Madison & Vine recently spoke with Mr. Lowell about his return to TV, lessons he learned from his days in the ad industry and his predictions for the troubled housing market.
Madison & Vine: How did your experience in product development for companies such as Matrix, Revlon and Paul Mitchell inform the marketing strategy for your own product lines?
Mr. Lowell: One of the things we're trying to tell the mass market is you have to look at price point. That's where a designer's eye toward their global attitude comes in. It allowed me to build in these perceived values. It's that little touch of class that's going to sell those things. We were fighting back by charging $125 with all the whistles and bells. The perceived value was there. That's where the real research and development we do in-house comes in. We play with things until we know they speak to you. We've become aspirational in the way we design furniture and items but using methods that have been seen in other areas of retail. What is the most important element of that item, and how do we get that down to an affordable price?
M&V: What's your take on how consumers will invest in their homes in this disastrous housing market?
Mr. Lowell: We had predicted a year and a half ago that nothing was going to come back in a very big way.

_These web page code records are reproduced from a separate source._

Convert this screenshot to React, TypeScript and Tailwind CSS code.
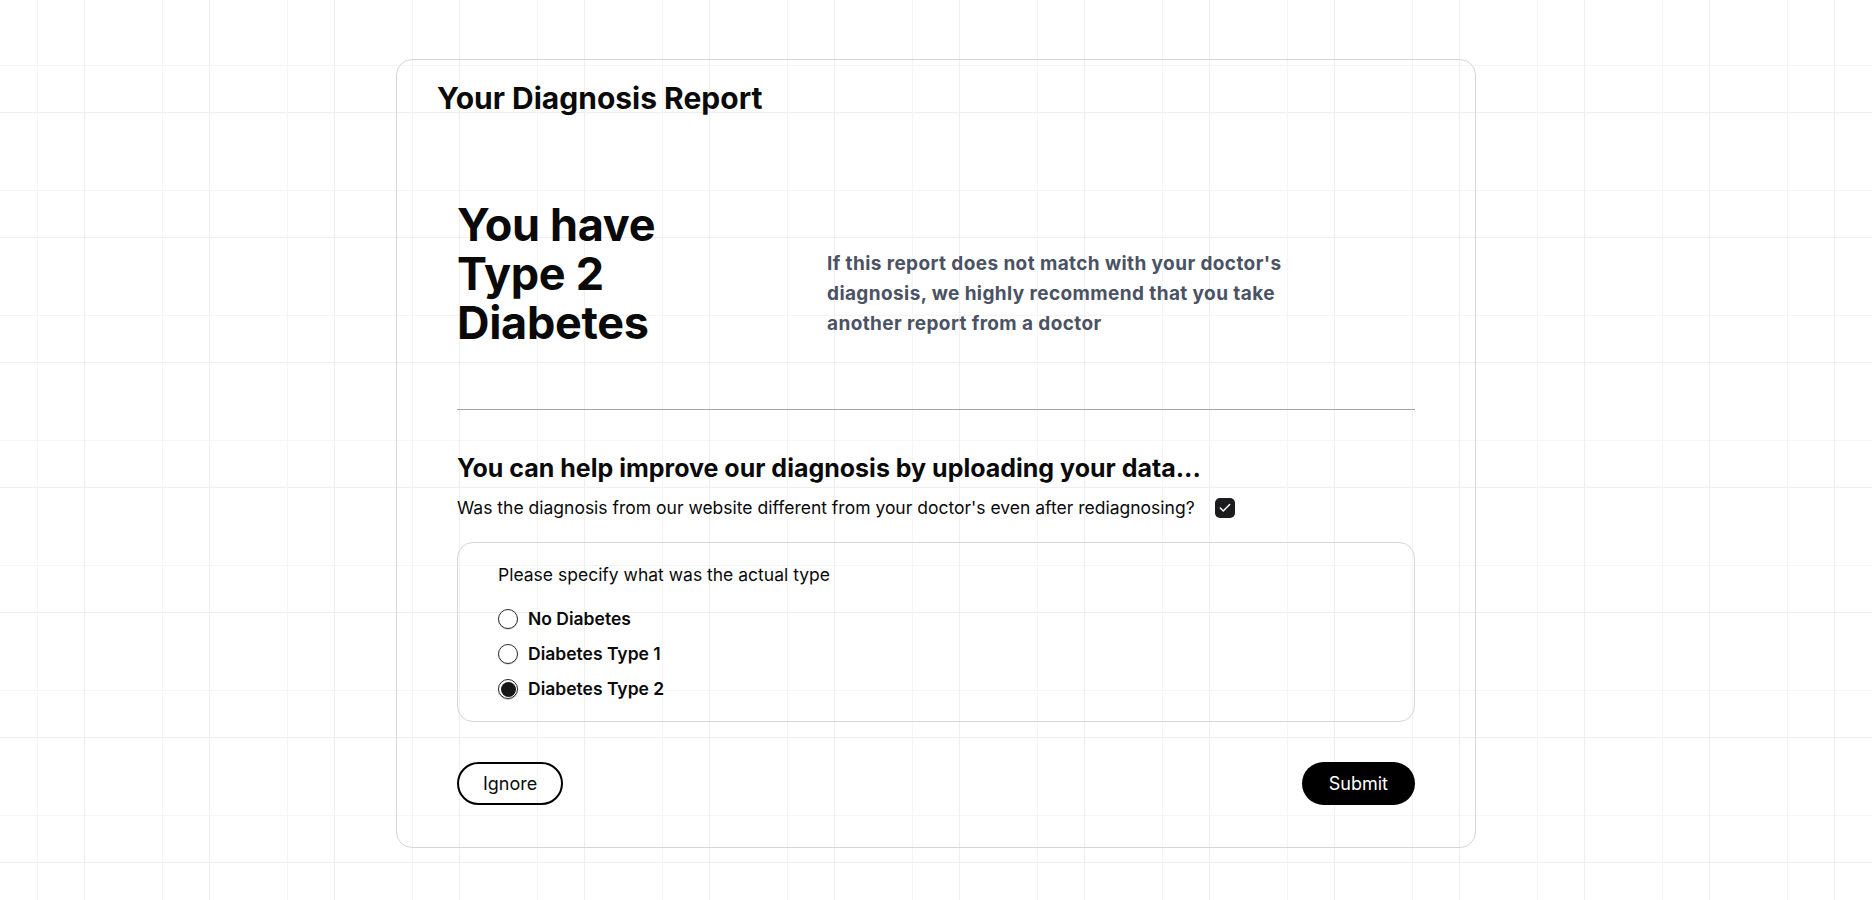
import { Check } from "lucide-react";

const options = ["No Diabetes", "Diabetes Type 1", "Diabetes Type 2"];

function Radio({ checked }: { checked: boolean }) {
  return checked ? (
    <span className="w-5 h-5 rounded-full bg-white border-[1.5px] border-[#2a2a2a] shadow-[0_1px_1px_rgba(0,0,0,0.25)] shrink-0 flex items-center justify-center">
      <span className="w-[15px] h-[15px] rounded-full bg-[#161616]" />
    </span>
  ) : (
    <span className="w-5 h-5 rounded-full bg-white border-[1.5px] border-[#2a2a2a] shadow-[0_1px_1px_rgba(0,0,0,0.15)] shrink-0" />
  );
}

export default function App() {
  const selected = "Diabetes Type 2";

  return (
    <div className="min-h-screen w-full bg-white font-[Inter,sans-serif] text-[#0a0a0a] bg-[linear-gradient(to_right,transparent_37px,#f5f5f7_37px,#f5f5f7_38px,transparent_38px,transparent_84px,#efeff1_84px,#efeff1_85px,transparent_85px),linear-gradient(to_bottom,transparent_65px,#f5f5f7_65px,#f5f5f7_66px,transparent_66px,transparent_112px,#efeff1_112px,#efeff1_113px,transparent_113px)] bg-size-[125px_125px] flex justify-center pt-[59px] pb-[52px]">
      <div className="w-[1080px] border border-[#d6d6da] rounded-2xl pt-5 pb-10">
        <h1 className="px-10 text-3xl leading-9 font-bold">Your Diagnosis Report</h1>

        <div className="px-15">
          {/* Result */}
          <div className="flex items-start mt-[84px]">
            <h2 className="w-[260px] shrink-0 text-[45px] leading-[49px] font-bold tracking-[-0.3px]">
              You have Type 2 Diabetes
            </h2>
            <p className="ml-[110px] mt-[49px] w-[485px] text-[19px] leading-[30px] tracking-[0.4px] font-bold text-[#4a5263]">
              If this report does not match with your doctor's diagnosis, we highly recommend that you take another report from a doctor
            </p>
          </div>

          <div className="mt-[62px] border-t border-[#a3a3a8]" />

          {/* Feedback */}
          <h3 className="mt-[42px] text-[25px] leading-8 font-bold">
            You can help improve our diagnosis by uploading your data...
          </h3>
          <div className="mt-2.5 flex items-center gap-5">
            <span className="text-[17.5px] leading-7">
              Was the diagnosis from our website different from your doctor's even after rediagnosing?
            </span>
            <span className="w-5 h-5 rounded-[5px] bg-[#1c1c1e] flex items-center justify-center">
              <Check className="w-3.5 h-3.5 text-white" strokeWidth={2.5} />
            </span>
          </div>

          <div className="mt-5 border border-[#d6d6da] rounded-2xl px-10 pt-5 pb-5">
            <p className="text-[17.5px] leading-6">Please specify what was the actual type</p>
            <div className="mt-5 flex flex-col gap-[11px]">
              {options.map((o) => (
                <label key={o} className="flex items-center gap-2.5 h-6">
                  <Radio checked={o === selected} />
                  <span className="text-[17.5px] font-semibold">{o}</span>
                </label>
              ))}
            </div>
          </div>

          <div className="mt-10 flex items-center justify-between">
            <button type="button" className="h-[43px] px-6 rounded-full border-2 border-black text-lg">
              Ignore
            </button>
            <button type="button" className="h-[43px] px-[27px] rounded-full bg-black text-white text-lg">
              Submit
            </button>
          </div>
        </div>
      </div>
    </div>
  );
}
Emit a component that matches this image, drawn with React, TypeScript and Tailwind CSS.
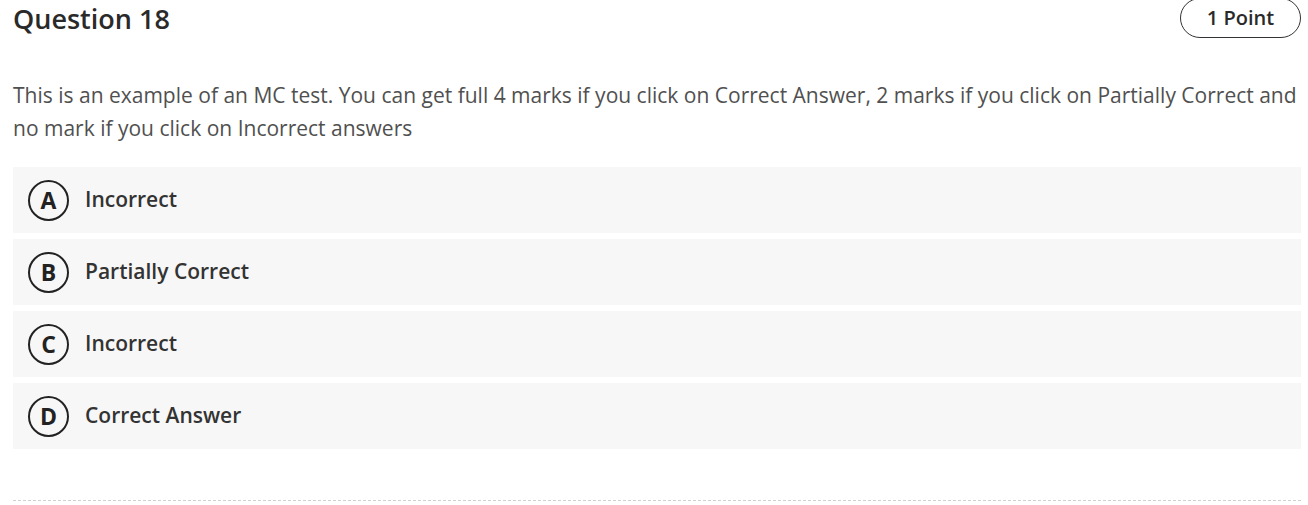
const options = [
  { letter: "A", text: "Incorrect" },
  { letter: "B", text: "Partially Correct" },
  { letter: "C", text: "Incorrect" },
  { letter: "D", text: "Correct Answer" },
];

export default function App() {
  return (
    <div className="min-h-screen bg-white font-['Open_Sans',sans-serif] text-[#262626]">
      <div className="px-[13px] pr-[7px]">
        <div className="flex items-center justify-between h-[37px]">
          <h1 className="text-[27px] font-semibold leading-none text-[#2a2a2a]">Question 18</h1>
          <span className="-mt-[2px] h-[40px] w-[121px] flex items-center justify-center rounded-full border border-[#333] text-[20px] font-semibold text-[#2a2a2a]">
            1 Point
          </span>
        </div>
        <p className="mt-[42px] text-[21px] leading-[33px] text-[#505050]">
          This is an example of an MC test. You can get full 4 marks if you click on Correct Answer, 2 marks if you click on Partially Correct and no mark if you click on Incorrect answers
        </p>
        <div className="mt-[22px] flex flex-col gap-[6px]">
          {options.map((o) => (
            <div
              key={o.letter}
              className="h-[66px] bg-[#f7f7f7] flex items-center pl-[15px] gap-[16px]"
            >
              <span className="w-[41px] h-[41px] rounded-full border-[2.5px] border-[#222] flex items-center justify-center text-[23px] font-bold leading-none text-[#222]">
                {o.letter}
              </span>
              <span className="text-[21px] font-semibold text-[#333]">{o.text}</span>
            </div>
          ))}
        </div>
        <div className="mt-[51px] border-t border-dashed border-[#d0d0d0]" />
      </div>
    </div>
  );
}
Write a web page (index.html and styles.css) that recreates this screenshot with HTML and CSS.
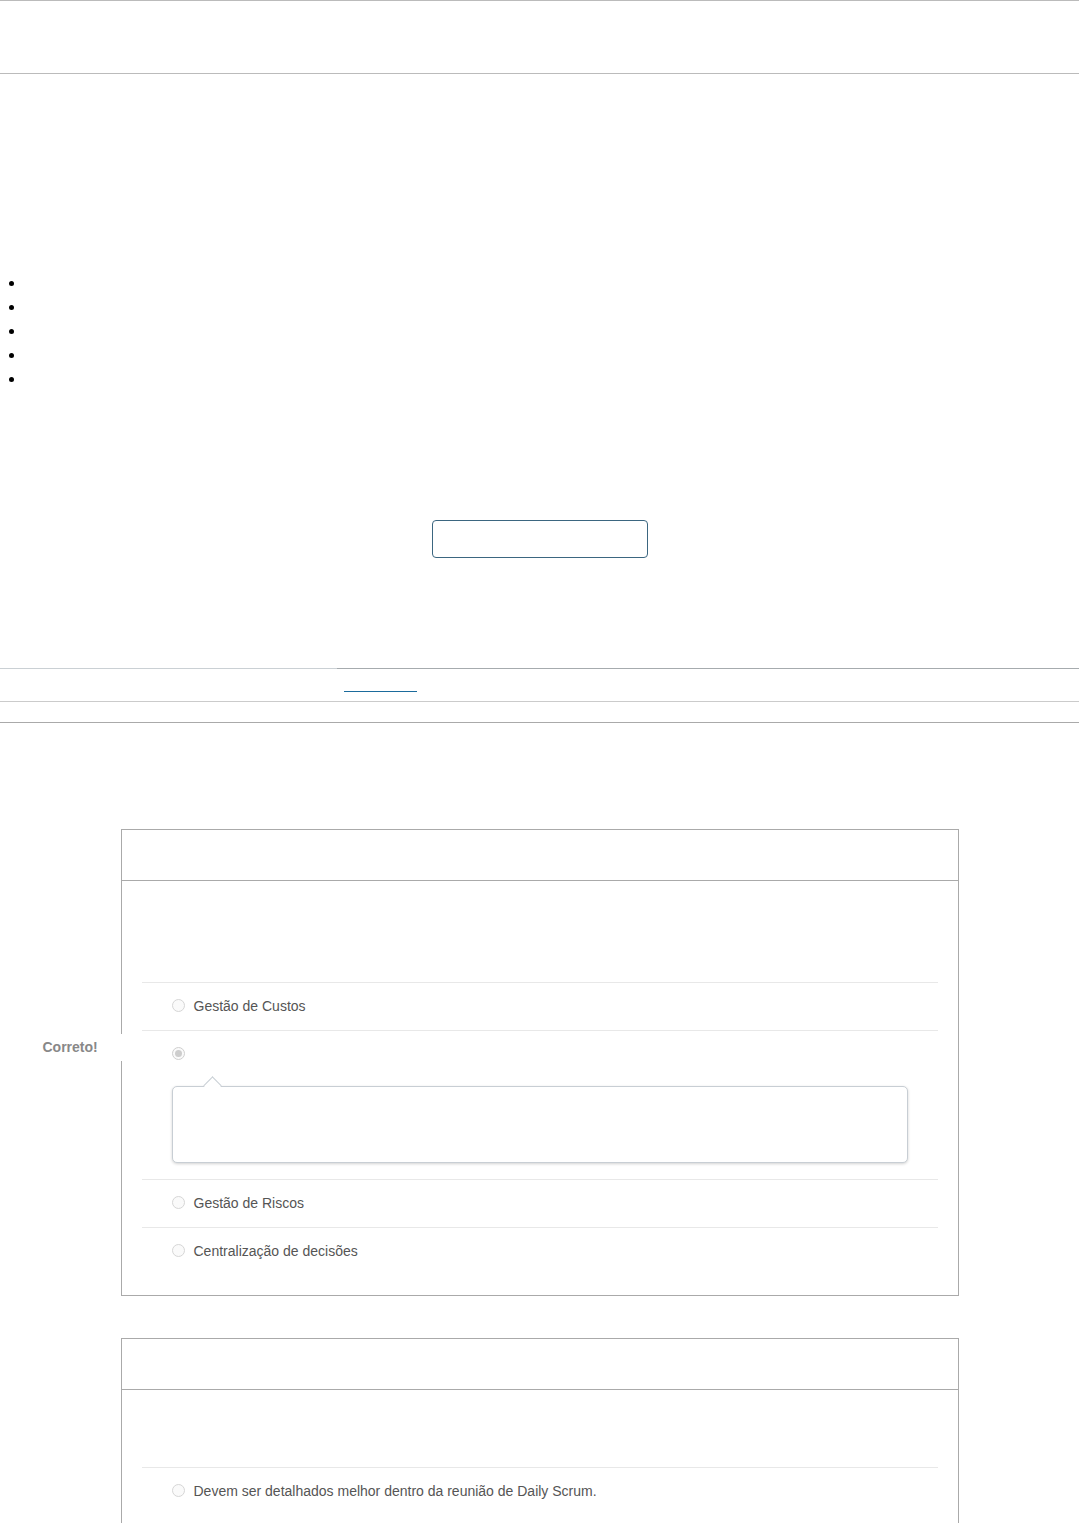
FILE: index.html
```html
<!DOCTYPE html>
<html>
<head>
  <meta charset="UTF-8">
  <title>Quiz</title>
  <link rel="stylesheet" href="styles.css">
</head>
<body>
<div class="topbar"></div>

<ul class="menu">
  <li>&nbsp;</li>
  <li>&nbsp;</li>
  <li>&nbsp;</li>
  <li>&nbsp;</li>
  <li>&nbsp;</li>
</ul>

<div class="actions">
  <button class="btn" type="button"></button>
</div>

<div class="tabs">
  <div class="tab-side"></div>
  <div class="tab-main">
    <div class="tab-active"></div>
  </div>
</div>
<div class="subbar"></div>

<div class="quiz">
  <div class="question">
    <div class="question-header"></div>
    <div class="question-body">
      <div class="question-text q1"></div>
      <div class="answers">
        <div class="answer">
          <div class="answer-line"><span class="radio"></span>Gestão de Custos</div>
        </div>
        <div class="answer selected">
          <span class="flag">Correto!</span>
          <div class="answer-line"><span class="radio checked"></span></div>
          <div class="feedback"></div>
        </div>
        <div class="answer">
          <div class="answer-line"><span class="radio"></span>Gestão de Riscos</div>
        </div>
        <div class="answer">
          <div class="answer-line"><span class="radio"></span>Centralização de decisões</div>
        </div>
      </div>
    </div>
  </div>

  <div class="question">
    <div class="question-header"></div>
    <div class="question-body">
      <div class="question-text q2"></div>
      <div class="answers">
        <div class="answer">
          <div class="answer-line"><span class="radio"></span>Devem ser detalhados melhor dentro da reunião de Daily Scrum.</div>
        </div>
      </div>
    </div>
  </div>
</div>
</body>
</html>
```

FILE: styles.css
```css
body { margin: 0; font-family: "Liberation Sans", Arial, sans-serif; font-size: 14px; color: #555; background: #fff; }

.topbar { height: 72px; border-top: 1px solid #bbb; border-bottom: 1px solid #bbb; }

.menu { margin: 197px 0 0; padding-left: 25px; font-size: 16px; line-height: 24px; color: #000; }

.actions { display: flex; justify-content: center; margin-top: 129px; }
.btn { width: 216px; height: 38px; border: 1px solid #3b6680; border-radius: 4px; background: #fff; }

.tabs { display: flex; margin-top: 110px; border-bottom: 1px solid #cbcbcb; }
.tab-side { width: 337px; height: 32px; border-top: 1px solid #cad0d4; }
.tab-main { flex: 1; height: 32px; border-top: 1px solid #a6abae; }
.tab-active { width: 73px; height: 22px; margin-left: 7px; border-bottom: 1px solid #1b6b9c; }
.subbar { height: 20px; border-bottom: 1px solid #aaa; }

.quiz { max-width: 838px; margin: 106px auto 0; }
.question { border: 1px solid #aaa; margin-bottom: 42px; }
.question-header { height: 50px; border-bottom: 1px solid #aaa; }
.question-body { padding: 0 20px 20px; }
.question-text.q1 { height: 101px; }
.question-text.q2 { height: 77px; }

.answer { position: relative; border-top: 1px solid #e8e8e8; padding: 13px 0 14px 30px; }
.answer-line { display: flex; align-items: center; line-height: 20px; min-height: 20px; }

.radio { position: relative; top: -1px; width: 11px; height: 11px; margin-right: 9px; border: 1px solid #d6d6d6; border-radius: 50%; background: #fafafa; box-sizing: content-box; }
.radio.checked { border-color: #cfcfcf; }
.radio.checked::after { content: ""; position: absolute; left: 2px; top: 2px; width: 7px; height: 7px; border-radius: 50%; background: #cdcdcd; }

.flag { position: absolute; left: -99px; top: 3px; width: 85px; padding: 4px 0; line-height: 19px; background: #fff; font-weight: bold; color: #888; }

.feedback { position: relative; height: 75px; margin: 22px 30px 2px 0; border: 1px solid #c8ced4; border-radius: 5px; background: #fff; box-shadow: 0 1px 3px rgba(0, 0, 0, 0.18); }
.feedback::before { content: ""; position: absolute; left: 33px; top: -8px; width: 12px; height: 12px; background: #fff; border-top: 1px solid #c8ced4; border-left: 1px solid #c8ced4; transform: rotate(45deg); }
```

We know people are taking another look at their homes, no differently than when people started nesting after Sept. 11. They would walk back into their homes and say, 'Where did we get all this crap?' That prompted the biggest remodeling boom, but the word "nesting" means nothing to you now.
And we're kind of in the midst of that again. In the consumer press, I've been doing a lot of articles on a pay-it-backward concept. Many people thought they were going to upgrade into a new home. Now we're saying: Take a look at the home you're in right now, understand what your lifestyle is, think about what your parents did and throw it out the window. If you have a table sitting in the middle of a room all by itself, get rid of it!
M&V: What prompted your return to TV on the Fine Living Network? How does your new show fit into your long-term strategy at retail?
Mr. Lowell: I wasn't sure I wanted to go back on television after the first program, pulling 24-hour days. I thought I was going to take a break, so I went to Discovery, and we parted very amicably.
But as our television series become a shorter investment of time for me, I realized it was time to get back out with my original message. Personal creativity is built into all of us; it's inherent. It's buried, but it's there. You may not have three-dimensional talent, but you do have enormous creativity, especially as we move to a much more entrepreneurial and spiritual society.
As far as retail goes, we just want to continue to grow, want to let retailers know that we're really there to help them bridge the gap with their consumers. We're saying: Get rid of all this crap. Lower the SKUs and you lower the anxiety. If you coordinate it, you're going to have a better chance of sale at the retail counter. We've done a lot of talking with national retail associations helping them understand who the new retail generation is.